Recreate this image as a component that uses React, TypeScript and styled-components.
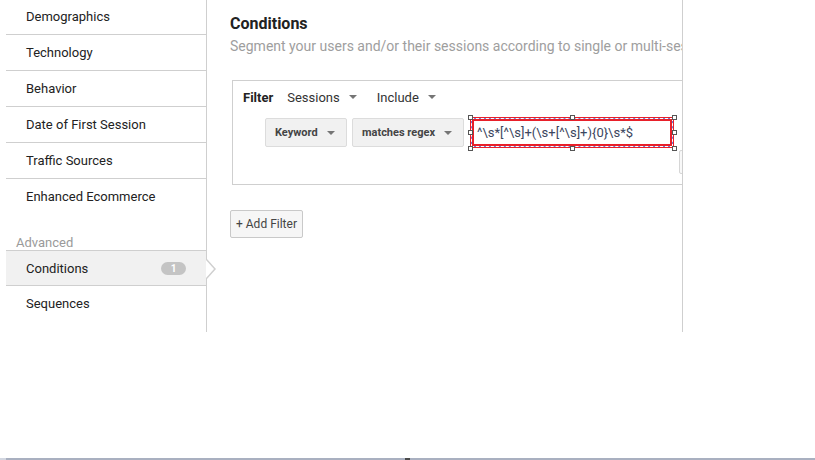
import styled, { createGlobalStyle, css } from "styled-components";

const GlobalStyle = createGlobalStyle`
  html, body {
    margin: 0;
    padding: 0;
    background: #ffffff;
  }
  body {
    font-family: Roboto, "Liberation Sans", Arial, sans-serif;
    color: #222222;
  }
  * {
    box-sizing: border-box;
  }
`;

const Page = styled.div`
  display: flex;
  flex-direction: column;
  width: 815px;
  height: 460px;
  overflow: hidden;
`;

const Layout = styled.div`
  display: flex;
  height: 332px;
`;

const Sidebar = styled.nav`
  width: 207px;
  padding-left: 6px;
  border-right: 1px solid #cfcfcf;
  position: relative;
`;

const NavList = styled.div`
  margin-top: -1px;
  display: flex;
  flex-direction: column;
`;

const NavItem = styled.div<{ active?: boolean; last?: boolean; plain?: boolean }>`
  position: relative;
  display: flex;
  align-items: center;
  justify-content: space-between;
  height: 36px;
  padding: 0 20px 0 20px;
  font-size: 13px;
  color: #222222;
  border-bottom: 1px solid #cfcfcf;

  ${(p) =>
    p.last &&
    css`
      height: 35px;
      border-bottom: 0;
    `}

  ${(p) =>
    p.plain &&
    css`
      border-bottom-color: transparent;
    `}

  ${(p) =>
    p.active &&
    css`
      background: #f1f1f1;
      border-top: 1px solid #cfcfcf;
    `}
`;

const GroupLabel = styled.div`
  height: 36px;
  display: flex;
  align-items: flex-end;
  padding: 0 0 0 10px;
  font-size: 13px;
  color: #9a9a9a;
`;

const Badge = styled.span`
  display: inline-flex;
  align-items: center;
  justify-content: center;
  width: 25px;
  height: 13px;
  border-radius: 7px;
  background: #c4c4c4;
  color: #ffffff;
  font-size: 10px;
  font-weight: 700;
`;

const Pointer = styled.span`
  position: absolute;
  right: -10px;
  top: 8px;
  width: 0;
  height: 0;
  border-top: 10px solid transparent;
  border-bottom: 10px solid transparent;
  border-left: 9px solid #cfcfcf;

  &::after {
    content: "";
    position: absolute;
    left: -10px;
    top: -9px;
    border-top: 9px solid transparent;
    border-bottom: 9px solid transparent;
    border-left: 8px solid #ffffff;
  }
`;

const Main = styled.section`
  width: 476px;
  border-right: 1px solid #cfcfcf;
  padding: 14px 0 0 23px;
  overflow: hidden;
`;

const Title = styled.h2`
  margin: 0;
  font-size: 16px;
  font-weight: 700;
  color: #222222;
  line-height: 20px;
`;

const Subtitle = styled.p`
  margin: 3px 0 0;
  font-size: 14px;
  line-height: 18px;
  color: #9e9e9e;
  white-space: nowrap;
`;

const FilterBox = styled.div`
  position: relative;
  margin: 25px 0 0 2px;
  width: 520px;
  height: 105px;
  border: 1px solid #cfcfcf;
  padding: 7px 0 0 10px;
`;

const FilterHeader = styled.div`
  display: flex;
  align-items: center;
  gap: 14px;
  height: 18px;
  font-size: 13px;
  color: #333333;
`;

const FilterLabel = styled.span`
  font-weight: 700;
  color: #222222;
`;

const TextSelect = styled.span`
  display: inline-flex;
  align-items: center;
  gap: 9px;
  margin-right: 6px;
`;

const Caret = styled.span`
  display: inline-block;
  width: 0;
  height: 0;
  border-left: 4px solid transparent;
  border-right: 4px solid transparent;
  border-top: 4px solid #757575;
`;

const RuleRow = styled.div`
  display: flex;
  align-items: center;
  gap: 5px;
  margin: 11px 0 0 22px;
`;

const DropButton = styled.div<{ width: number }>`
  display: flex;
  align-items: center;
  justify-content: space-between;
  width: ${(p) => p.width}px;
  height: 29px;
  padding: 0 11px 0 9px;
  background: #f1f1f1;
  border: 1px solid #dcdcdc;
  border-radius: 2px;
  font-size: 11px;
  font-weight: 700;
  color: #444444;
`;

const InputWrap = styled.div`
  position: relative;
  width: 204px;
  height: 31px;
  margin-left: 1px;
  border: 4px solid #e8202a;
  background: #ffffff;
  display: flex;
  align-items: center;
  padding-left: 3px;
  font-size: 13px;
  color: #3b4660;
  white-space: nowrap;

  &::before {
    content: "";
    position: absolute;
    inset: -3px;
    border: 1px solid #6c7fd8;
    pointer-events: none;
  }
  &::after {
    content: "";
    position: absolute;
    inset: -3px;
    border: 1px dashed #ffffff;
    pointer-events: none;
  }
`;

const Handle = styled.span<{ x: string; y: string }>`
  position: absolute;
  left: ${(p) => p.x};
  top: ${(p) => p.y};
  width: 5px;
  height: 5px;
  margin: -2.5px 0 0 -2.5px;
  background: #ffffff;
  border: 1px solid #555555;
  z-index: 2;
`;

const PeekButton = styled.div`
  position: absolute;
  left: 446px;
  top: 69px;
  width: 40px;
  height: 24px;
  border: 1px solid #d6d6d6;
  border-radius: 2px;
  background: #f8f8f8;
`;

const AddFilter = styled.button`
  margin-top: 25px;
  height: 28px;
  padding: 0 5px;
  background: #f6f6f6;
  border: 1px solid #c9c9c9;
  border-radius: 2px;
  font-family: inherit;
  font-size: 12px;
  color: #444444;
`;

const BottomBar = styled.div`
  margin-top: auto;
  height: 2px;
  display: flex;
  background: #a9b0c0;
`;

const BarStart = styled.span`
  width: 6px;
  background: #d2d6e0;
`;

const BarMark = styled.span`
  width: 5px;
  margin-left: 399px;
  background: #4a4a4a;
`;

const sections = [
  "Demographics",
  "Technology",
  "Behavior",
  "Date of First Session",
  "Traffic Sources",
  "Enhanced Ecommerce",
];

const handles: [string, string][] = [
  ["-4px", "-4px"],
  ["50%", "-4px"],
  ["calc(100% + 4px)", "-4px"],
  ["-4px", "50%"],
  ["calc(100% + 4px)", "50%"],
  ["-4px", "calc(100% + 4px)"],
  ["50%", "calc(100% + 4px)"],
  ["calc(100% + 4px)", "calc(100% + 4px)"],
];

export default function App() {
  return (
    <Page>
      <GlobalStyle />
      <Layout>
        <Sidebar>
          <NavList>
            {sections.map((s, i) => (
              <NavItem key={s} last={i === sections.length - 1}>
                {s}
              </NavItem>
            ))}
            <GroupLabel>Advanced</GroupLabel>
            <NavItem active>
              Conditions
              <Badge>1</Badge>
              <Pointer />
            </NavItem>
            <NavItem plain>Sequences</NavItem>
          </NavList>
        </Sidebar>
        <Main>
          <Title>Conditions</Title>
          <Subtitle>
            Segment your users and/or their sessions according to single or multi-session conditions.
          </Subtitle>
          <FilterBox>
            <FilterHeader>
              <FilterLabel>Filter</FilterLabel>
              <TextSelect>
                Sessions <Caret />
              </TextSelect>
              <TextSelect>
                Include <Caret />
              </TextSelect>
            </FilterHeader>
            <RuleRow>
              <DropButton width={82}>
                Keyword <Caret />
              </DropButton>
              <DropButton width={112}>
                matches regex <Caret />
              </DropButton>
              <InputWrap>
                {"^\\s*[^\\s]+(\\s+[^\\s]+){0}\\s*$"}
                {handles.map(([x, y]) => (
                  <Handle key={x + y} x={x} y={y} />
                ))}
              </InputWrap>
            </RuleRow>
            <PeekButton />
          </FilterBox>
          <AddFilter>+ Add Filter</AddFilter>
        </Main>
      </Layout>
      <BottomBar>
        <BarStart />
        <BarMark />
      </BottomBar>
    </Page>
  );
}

********

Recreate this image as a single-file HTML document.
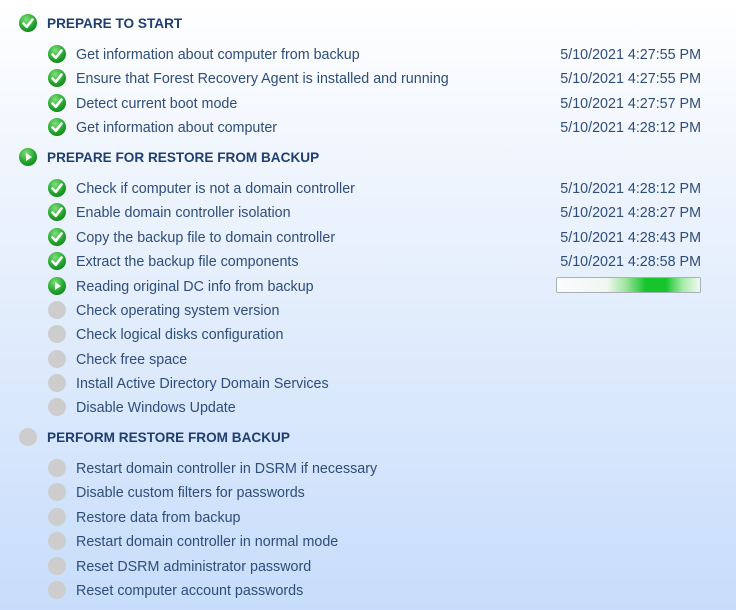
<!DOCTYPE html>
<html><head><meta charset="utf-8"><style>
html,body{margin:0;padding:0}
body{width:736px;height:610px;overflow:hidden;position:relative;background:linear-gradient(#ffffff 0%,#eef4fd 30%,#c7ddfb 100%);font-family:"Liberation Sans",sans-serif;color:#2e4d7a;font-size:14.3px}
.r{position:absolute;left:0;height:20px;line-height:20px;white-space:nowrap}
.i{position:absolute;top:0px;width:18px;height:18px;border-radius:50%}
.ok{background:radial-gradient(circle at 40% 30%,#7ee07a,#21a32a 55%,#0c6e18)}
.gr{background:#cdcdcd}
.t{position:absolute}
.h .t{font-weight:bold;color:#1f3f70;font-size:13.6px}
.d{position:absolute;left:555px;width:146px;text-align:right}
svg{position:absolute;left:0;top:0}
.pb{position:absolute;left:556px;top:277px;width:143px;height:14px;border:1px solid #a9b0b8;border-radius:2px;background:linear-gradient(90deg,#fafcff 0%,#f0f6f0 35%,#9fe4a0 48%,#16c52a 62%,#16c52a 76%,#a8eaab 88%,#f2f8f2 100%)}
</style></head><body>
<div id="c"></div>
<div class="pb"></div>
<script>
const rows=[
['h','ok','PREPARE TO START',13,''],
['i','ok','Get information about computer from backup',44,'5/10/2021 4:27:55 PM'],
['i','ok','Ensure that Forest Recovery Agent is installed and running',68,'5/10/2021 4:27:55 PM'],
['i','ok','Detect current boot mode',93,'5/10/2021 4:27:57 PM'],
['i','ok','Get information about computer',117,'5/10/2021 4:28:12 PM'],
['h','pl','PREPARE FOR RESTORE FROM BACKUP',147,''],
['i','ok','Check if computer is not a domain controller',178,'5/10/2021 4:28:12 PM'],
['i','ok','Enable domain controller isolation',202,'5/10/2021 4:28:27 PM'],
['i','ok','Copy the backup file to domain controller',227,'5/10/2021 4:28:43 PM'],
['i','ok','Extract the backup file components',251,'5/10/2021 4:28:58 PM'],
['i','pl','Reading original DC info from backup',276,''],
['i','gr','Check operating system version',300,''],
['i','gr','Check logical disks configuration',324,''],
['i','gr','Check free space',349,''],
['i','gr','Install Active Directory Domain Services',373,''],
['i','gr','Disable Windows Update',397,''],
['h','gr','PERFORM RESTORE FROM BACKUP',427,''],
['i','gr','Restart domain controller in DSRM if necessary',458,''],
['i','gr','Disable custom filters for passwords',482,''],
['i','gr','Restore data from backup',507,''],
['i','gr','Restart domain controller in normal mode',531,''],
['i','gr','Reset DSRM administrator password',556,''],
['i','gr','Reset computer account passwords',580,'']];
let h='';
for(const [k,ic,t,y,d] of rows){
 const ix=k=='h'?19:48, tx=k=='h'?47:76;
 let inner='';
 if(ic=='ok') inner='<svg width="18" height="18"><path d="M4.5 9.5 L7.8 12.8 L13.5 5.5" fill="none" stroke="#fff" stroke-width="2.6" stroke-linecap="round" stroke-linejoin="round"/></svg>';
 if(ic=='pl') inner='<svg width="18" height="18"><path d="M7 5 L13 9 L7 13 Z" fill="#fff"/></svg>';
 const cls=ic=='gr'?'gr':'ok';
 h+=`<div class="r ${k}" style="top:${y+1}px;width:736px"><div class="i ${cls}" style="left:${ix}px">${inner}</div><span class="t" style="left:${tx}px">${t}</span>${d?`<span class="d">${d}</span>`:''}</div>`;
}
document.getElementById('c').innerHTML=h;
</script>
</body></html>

********

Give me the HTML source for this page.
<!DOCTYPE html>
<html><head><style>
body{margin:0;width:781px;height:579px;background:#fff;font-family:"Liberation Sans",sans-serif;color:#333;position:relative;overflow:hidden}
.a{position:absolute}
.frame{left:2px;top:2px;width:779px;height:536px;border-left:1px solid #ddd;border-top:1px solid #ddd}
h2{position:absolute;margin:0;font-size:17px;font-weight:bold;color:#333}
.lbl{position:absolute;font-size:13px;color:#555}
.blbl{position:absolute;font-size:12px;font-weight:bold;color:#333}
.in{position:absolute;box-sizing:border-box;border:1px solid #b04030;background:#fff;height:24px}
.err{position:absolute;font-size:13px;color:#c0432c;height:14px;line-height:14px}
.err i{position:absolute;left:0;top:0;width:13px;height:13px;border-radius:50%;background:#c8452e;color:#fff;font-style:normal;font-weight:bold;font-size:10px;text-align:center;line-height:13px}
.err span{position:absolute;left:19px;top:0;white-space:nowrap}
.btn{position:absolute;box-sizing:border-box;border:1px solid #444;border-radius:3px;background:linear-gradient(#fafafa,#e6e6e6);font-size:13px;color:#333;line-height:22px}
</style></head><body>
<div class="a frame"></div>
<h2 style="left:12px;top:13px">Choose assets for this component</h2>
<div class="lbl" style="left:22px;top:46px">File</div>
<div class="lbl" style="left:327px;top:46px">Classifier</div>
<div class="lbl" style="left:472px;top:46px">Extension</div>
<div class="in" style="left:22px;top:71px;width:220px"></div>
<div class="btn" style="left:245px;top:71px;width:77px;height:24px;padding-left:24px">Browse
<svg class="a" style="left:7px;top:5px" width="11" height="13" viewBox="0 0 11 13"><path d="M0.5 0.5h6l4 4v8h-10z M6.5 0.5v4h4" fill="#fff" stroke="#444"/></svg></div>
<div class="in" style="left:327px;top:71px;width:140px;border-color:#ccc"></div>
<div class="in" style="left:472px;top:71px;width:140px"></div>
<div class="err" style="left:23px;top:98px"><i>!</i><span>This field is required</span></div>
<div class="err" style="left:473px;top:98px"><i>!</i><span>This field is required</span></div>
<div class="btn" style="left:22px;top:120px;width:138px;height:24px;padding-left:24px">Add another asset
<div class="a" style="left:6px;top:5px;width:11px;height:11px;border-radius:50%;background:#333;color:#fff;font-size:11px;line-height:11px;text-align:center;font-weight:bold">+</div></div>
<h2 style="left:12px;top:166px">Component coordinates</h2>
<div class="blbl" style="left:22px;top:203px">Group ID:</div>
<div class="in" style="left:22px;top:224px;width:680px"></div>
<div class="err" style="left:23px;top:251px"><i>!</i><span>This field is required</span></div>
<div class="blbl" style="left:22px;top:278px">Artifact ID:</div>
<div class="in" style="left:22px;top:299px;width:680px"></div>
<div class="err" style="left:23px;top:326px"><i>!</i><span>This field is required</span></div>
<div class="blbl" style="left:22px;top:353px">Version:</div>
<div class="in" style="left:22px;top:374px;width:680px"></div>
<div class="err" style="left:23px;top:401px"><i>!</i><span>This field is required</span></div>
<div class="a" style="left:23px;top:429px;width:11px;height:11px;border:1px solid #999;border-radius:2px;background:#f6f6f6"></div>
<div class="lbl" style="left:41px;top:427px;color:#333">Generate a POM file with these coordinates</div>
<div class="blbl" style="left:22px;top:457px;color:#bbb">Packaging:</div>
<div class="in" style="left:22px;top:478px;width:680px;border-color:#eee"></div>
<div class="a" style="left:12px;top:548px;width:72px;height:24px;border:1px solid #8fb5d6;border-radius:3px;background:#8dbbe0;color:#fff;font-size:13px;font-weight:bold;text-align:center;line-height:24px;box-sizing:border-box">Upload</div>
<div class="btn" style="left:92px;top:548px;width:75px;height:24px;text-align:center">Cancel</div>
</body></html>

********

_WRITTEN REQUEST:_ Pull out all lines containing the word "single" from the entries above.

_RESULT BELOW:_
            Segment your users and/or their sessions according to single or multi-session conditions.
Recreate this image as a single-file HTML document.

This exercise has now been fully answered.